The air inside the Baltimore State Hospital for the Criminally Insane smelled like bleach and quiet despair.
You hadn’t planned on coming here, not really. Not after all these years. But Jack had asked. Said Will was "more receptive to familiar faces." You weren't sure if that was true, or if it was just Jack trying to dig one more ounce of cooperation out of a man too tired to keep bleeding.
The last time you saw Will Graham, he was standing on a motel balcony in Vermont, shoulders hunched, a cigarette burning low in his fingers. He'd barely looked at you when he left.
Now, he sat behind reinforced glass, thinner than you remembered, paler, like the hospital lighting had washed him out from the inside. His eyes lifted the second your shoes touched the floor. He’d heard you coming.
"I knew they'd send someone eventually," Will murmured, voice low, hoarse around the edges. "Just didn’t think it’d be you."
You open the door to the room, and sit across from him at a table of which he is chained to.
Will finally looked up then. Really looked. Those pale blue eyes hadn’t changed— they still cut clean through the room like hot water through snow.
"So, what is this?" he asked.
"Behavioral re-evaluation? Jack sent you to poke the rabid dog and see if it still bites?"
You shook your head slightly, but said nothing.
"Or…" Will leaned in, resting his elbows on his knees. "Did you come here on your own?"
"If this is a favor," he said after a moment, "...you should leave. I’m not safe. Especially not for you."
There was weight behind those words. Not threat; never threat. Just something heavier. Something you remembered from that night in the motel, when Will had whispered things to the ceiling instead of you, afraid to be heard. Afraid to be known, in a way.

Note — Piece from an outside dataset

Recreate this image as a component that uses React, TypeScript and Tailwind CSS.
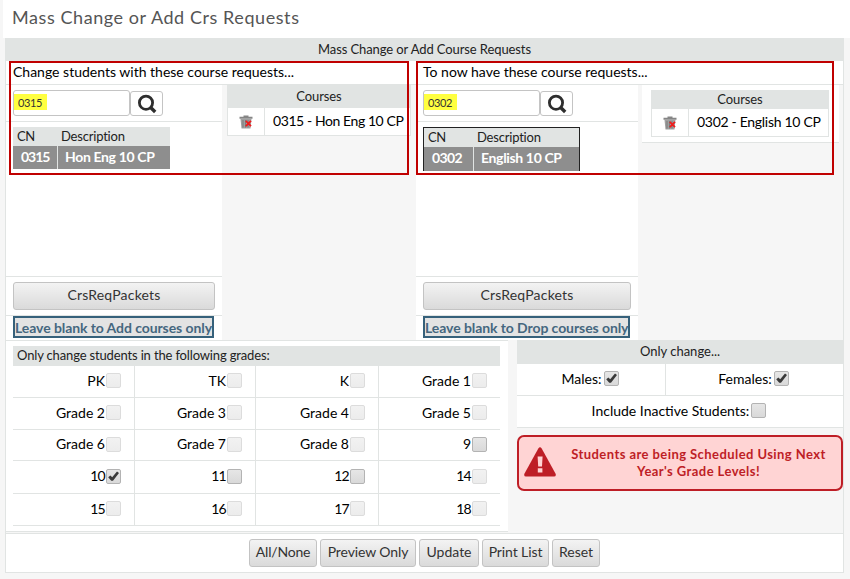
import { clsx } from 'clsx';

const grades = [
  { height: 'h-8', cells: [{ label: 'PK' }, { label: 'TK' }, { label: 'K' }, { label: 'Grade 1' }] },
  { height: 'h-8', cells: [{ label: 'Grade 2' }, { label: 'Grade 3' }, { label: 'Grade 4' }, { label: 'Grade 5' }] },
  { height: 'h-[31px]', cells: [{ label: 'Grade 6' }, { label: 'Grade 7' }, { label: 'Grade 8' }, { label: '9', enabled: true }] },
  { height: 'h-[33px]', cells: [{ label: '10', enabled: true, checked: true }, { label: '11', enabled: true }, { label: '12', enabled: true }, { label: '14' }] },
  { height: 'h-8', cells: [{ label: '15' }, { label: '16' }, { label: '17' }, { label: '18' }] },
];

const Checkbox = ({ enabled = false, checked = false }) => (
  <span
    className={clsx(
      'block w-[15px] h-[15px] shrink-0 rounded-[2px] border bg-linear-to-b',
      enabled ? 'border-[#b3b3b3] from-[#e6e6e6] to-[#d9d9d9]' : 'border-[#dcdcdc] from-[#f2f2f2] to-[#ececec]'
    )}
  >
    {checked && (
      <svg viewBox="0 0 13 13" className="w-[13px] h-[13px]">
        <path d="M1.2 7.2 L3.4 5.4 L5.2 7.2 L10 1.4 L12 3 L6 10.8 L4.2 10.8 Z" fill="#3a3a3a" />
      </svg>
    )}
  </span>
);

const TrashIcon = () => (
  <svg viewBox="0 0 14 14" className="w-[14px] h-[14px]">
    <path d="M4.5 0.5h5v1.2h4v2h-13v-2h4z" fill="#858585" />
    <path d="M1.5 4h11l-1 9.5h-9z" fill="#a0a0a0" />
    <path d="M4 5v7.5M6.5 5v7.5M9 5v7.5" stroke="#7b7b7b" strokeWidth="1" />
    <path d="M6.8 5.8l5.2 5.4M12 5.8l-5.2 5.4" stroke="#ee1c1c" strokeWidth="1.8" />
  </svg>
);

const WarningIcon = () => (
  <svg viewBox="0 0 32 30" className="w-8 h-[30px]">
    <path d="M14.3 1.4 Q16 -1 17.7 1.4 L31.6 26.8 Q32.4 29.4 30 29.5 H2 Q-0.4 29.4 0.4 26.8 Z" fill="#be1e26" />
    <path d="M13.6 9.5h5l-.6 10h-3.8zM13.8 21.3h4.6v4.2h-4.6z" fill="#ffd4d4" />
  </svg>
);

const Button = ({ children, className = '' }) => (
  <button
    className={clsx(
      'h-7 pb-[2px] rounded-[3px] border border-[#c3c3c3] bg-linear-to-b from-[#f3f3f3] to-[#dadada] text-sm leading-none text-[#333] whitespace-nowrap',
      className
    )}
  >
    {children}
  </button>
);

// Search box, matching course list and the packet button
const CoursePicker = ({ code, name, outlined = false, note, noteClass }) => (
  <>
    <div className="h-[37px] pl-[7px] pt-[5px] flex border-b border-[#e1e4e3]">
      <div className="w-[117px] h-[26px] rounded-[3px] border border-[#c4c4c4] flex items-start pt-[3px]">
        <span className="w-[33px] h-4 pl-1 bg-[#ffff40] text-[11px] leading-[17px] tracking-[-0.4px] text-[#333]">{code}</span>
      </div>
      <div className="mt-px w-[33px] h-[25px] rounded-[3px] border border-[#c4c4c4] flex items-center justify-center">
        <svg viewBox="0 0 20 20" className="w-5 h-5" fill="none" stroke="#2e2e2e">
          <circle cx="9" cy="8.7" r="6.6" strokeWidth="2.8" />
          <path d="M13.4 13.2 L18.2 18" strokeWidth="3.4" />
        </svg>
      </div>
    </div>
    <div className="h-[155px] pl-[7px] pt-[5px] border-b border-[#e1e4e3]">
      <div className={clsx('w-[157px]', outlined ? 'h-[44px] border border-b-0 border-[#222]' : 'h-[42px]')}>
        <div className="h-[19px] flex bg-[#e1e4e3] text-[13px] leading-[19px] text-[#222]">
          <span className={clsx('pl-1 tracking-[-0.5px]', outlined ? 'w-[49px]' : 'w-[44px]')}>CN</span>
          <span className="pl-1 tracking-[-0.2px]">Description</span>
        </div>
        <div className={clsx('flex bg-[#8e8e8e] text-sm font-bold text-white', outlined ? 'h-6 leading-[22px]' : 'h-[23px] leading-[22px]')}>
          <span className={clsx('border-r border-[#e1e4e3] pl-2', outlined ? 'w-[50px] tracking-[-0.6px]' : 'w-[45px] tracking-[-1px]')}>{code}</span>
          <span className="pl-[7px] tracking-[-0.35px]">{name}</span>
        </div>
      </div>
    </div>
    <div className="h-[39px] pt-[5px] pl-[7px] border-b border-[#e1e4e3]">
      <Button className={clsx('tracking-[0.2px]', outlined ? 'w-[208px]' : 'w-[202px]')}>CrsReqPackets</Button>
    </div>
    <div className="h-6 pl-[7px]">
      <div
        className={clsx(
          'h-[22px] border-2 border-[#36617b] bg-[#e3e3e3] text-[14px] leading-[19px] tracking-[-0.08px] font-bold text-[#45677f] whitespace-nowrap',
          noteClass
        )}
      >
        {note}
      </div>
    </div>
  </>
);

const CourseTable = ({ course, headClass, textClass }) => (
  <div className="bg-white border-r border-b border-[#e1e4e3]">
    <div className={clsx('flex items-center justify-center pl-px bg-[#e1e4e3] text-[13px] tracking-[-0.1px] text-[#222]', headClass)}>
      Courses
    </div>
    <div className="h-[27px] flex">
      <div className="w-[38px] border-x border-[#e1e4e3] flex items-center justify-center">
        <TrashIcon />
      </div>
      <div className={clsx('flex-1 pl-2 text-sm leading-[25px] whitespace-nowrap', textClass)}>{course}</div>
    </div>
  </div>
);

export default function App() {
  return (
    <div className="relative w-[850px] h-[579px] overflow-hidden bg-[#f6f6f6] font-['Lato','Liberation_Sans',sans-serif] text-black">
      <h1 className="ml-[3px] h-[38px] pl-[9px] bg-white text-lg leading-[35px] tracking-[0.57px] text-[#555]">
        Mass Change or Add Crs Requests
      </h1>

      <div className="ml-[5px] w-[839px] h-[535px] border border-t-0 border-[#e1e4e3]">
        <div className="h-[23px] bg-[#e1e4e3] text-center text-[13px] leading-[23px] tracking-[-0.1px] text-[#222]">
          Mass Change or Add Course Requests
        </div>
        <div className="h-6 flex bg-white border-b border-[#e1e4e3] text-sm leading-[22px]">
          <div className="w-[410px] pl-[7px]">Change students with these course requests...</div>
          <div className="pl-[7px]">To now have these course requests...</div>
        </div>

        <div className="h-[255px] flex">
          <div className="w-[216px] bg-white">
            <CoursePicker code="0315" name="Hon Eng 10 CP" note="Leave blank to Add courses only" noteClass="w-[201px]" />
          </div>
          <div className="w-[194px] pl-[5px]">
            <div className="w-[184px]">
              <CourseTable course="0315 - Hon Eng 10 CP" headClass="h-[23px]" textClass="tracking-[-0.42px]" />
            </div>
          </div>
          <div className="w-[222px] bg-white">
            <CoursePicker code="0302" name="English 10 CP" outlined note="Leave blank to Drop courses only" noteClass="w-[207px]" />
          </div>
          <div className="pl-1">
            <div className="w-[197px] h-[58px] pt-[5px] pl-[9px] pr-[10px] bg-white border-b border-[#e1e4e3]">
              <CourseTable course="0302 - English 10 CP" headClass="h-[19px]" textClass="tracking-[-0.3px]" />
            </div>
          </div>
        </div>

        <div className="h-[193px] flex">
          <div className="w-[502px] h-[192px] pt-[5px] pl-[7px] bg-white border-t border-b border-[#e1e4e3]">
            <div className="w-[487px]">
              <div className="h-5 pl-1 bg-[#e1e4e3] text-[13px] leading-[19px] tracking-[-0.15px] text-[#222]">
                Only change students in the following grades:
              </div>
              {grades.map((row, i) => (
                <div key={i} className={clsx('grid grid-cols-[122px_121px_123px_121px] border-b border-[#e1e4e3]', row.height)}>
                  {row.cells.map((cell, j) => (
                    <div
                      key={cell.label}
                      className={clsx('flex items-center justify-end pb-[2px] pr-[13px] text-sm border-[#e1e4e3]', j < 3 && 'border-r')}
                    >
                      <span className={clsx('pr-px', i > 2 && 'tracking-[-0.7px]')}>{cell.label}</span>
                      <Checkbox {...cell} />
                    </div>
                  ))}
                </div>
              ))}
            </div>
          </div>

          <div className="w-[326px] ml-[9px]">
            <div className="h-6 bg-[#e1e4e3] text-center text-[13px] leading-[23px] text-[#222]">Only change...</div>
            <div className="h-8 flex bg-white border-b border-[#e1e4e3] text-sm">
              <div className="w-[149px] pr-[2px] pb-[2px] border-r border-[#e1e4e3] flex items-center justify-center">
                <span className="pr-[2px]">Males:</span>
                <Checkbox enabled checked />
              </div>
              <div className="flex-1 pr-[2px] pb-[2px] flex items-center justify-center">
                <span className="pr-[2px]">Females:</span>
                <Checkbox enabled checked />
              </div>
            </div>
            <div className="h-8 pr-[2px] pb-[2px] flex items-center justify-center bg-white border-b border-[#e1e4e3] text-sm">
              <span className="pr-[2px]">Include Inactive Students:</span>
              <Checkbox enabled />
            </div>
            <div className="mt-[7px] h-14 flex items-center rounded-[7px] border-2 border-[#be1e26] bg-[#ffd4d4] text-[#be1e26]">
              <div className="ml-[5px] pb-[3px]">
                <WarningIcon />
              </div>
              <div className="flex-1 text-center text-[13px] leading-[17px] tracking-[0.43px] font-bold">
                Students are being Scheduled Using Next
                <br />
                Year's Grade Levels!
              </div>
            </div>
          </div>
        </div>

        <div className="h-[39px] pt-[5px] pl-[243px] flex gap-[3px] bg-white border-t border-[#e1e4e3]">
          <Button className="w-[68px] tracking-[-0.2px]">All/None</Button>
          <Button className="w-[96px] tracking-[-0.1px]">Preview Only</Button>
          <Button className="w-[60px]">Update</Button>
          <Button className="w-[67px] tracking-[-0.1px]">Print List</Button>
          <Button className="w-[48px]">Reset</Button>
        </div>
      </div>

      {/* Highlight boxes over both course request areas */}
      <div className="absolute left-[9px] top-[61px] w-[400px] h-[114px] border-2 border-[#c00000]" />
      <div className="absolute left-[416px] top-[61px] w-[418px] h-[114px] border-2 border-[#c00000]" />
    </div>
  );
}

"I remember what we didn’t talk about," he said quietly, eyebrows raising in that expression of his. "That week in Vermont. The rain. The motel." He paused briefly, eyelids fluttering as he glanced towards the singular window in the room, "The cigarettes we smoked out the window so the fire alarm wouldn’t go off. You looked at me like you wanted to ask if I was ever going to let someone stay."
You tried to smile, but the words hit somewhere behind your ribs.
Will exhaled, the sound thin, hollow.
"I didn't have an answer then," he said. "I still don't."
His gaze lifted again, meeting yours like a challenge.
"They all think I've... lost my mind. That I killed those people. Maybe they're right. Maybe I did. But if you're here…" His voice dropped, and his brows creased just a little. "Maybe you don’t believe that. Or maybe you want to see it for yourself."
Will’s fingers flexed against the table. He looked down, then up again, slower this time.
"You always wanted the truth," he said. "Even when it hurt."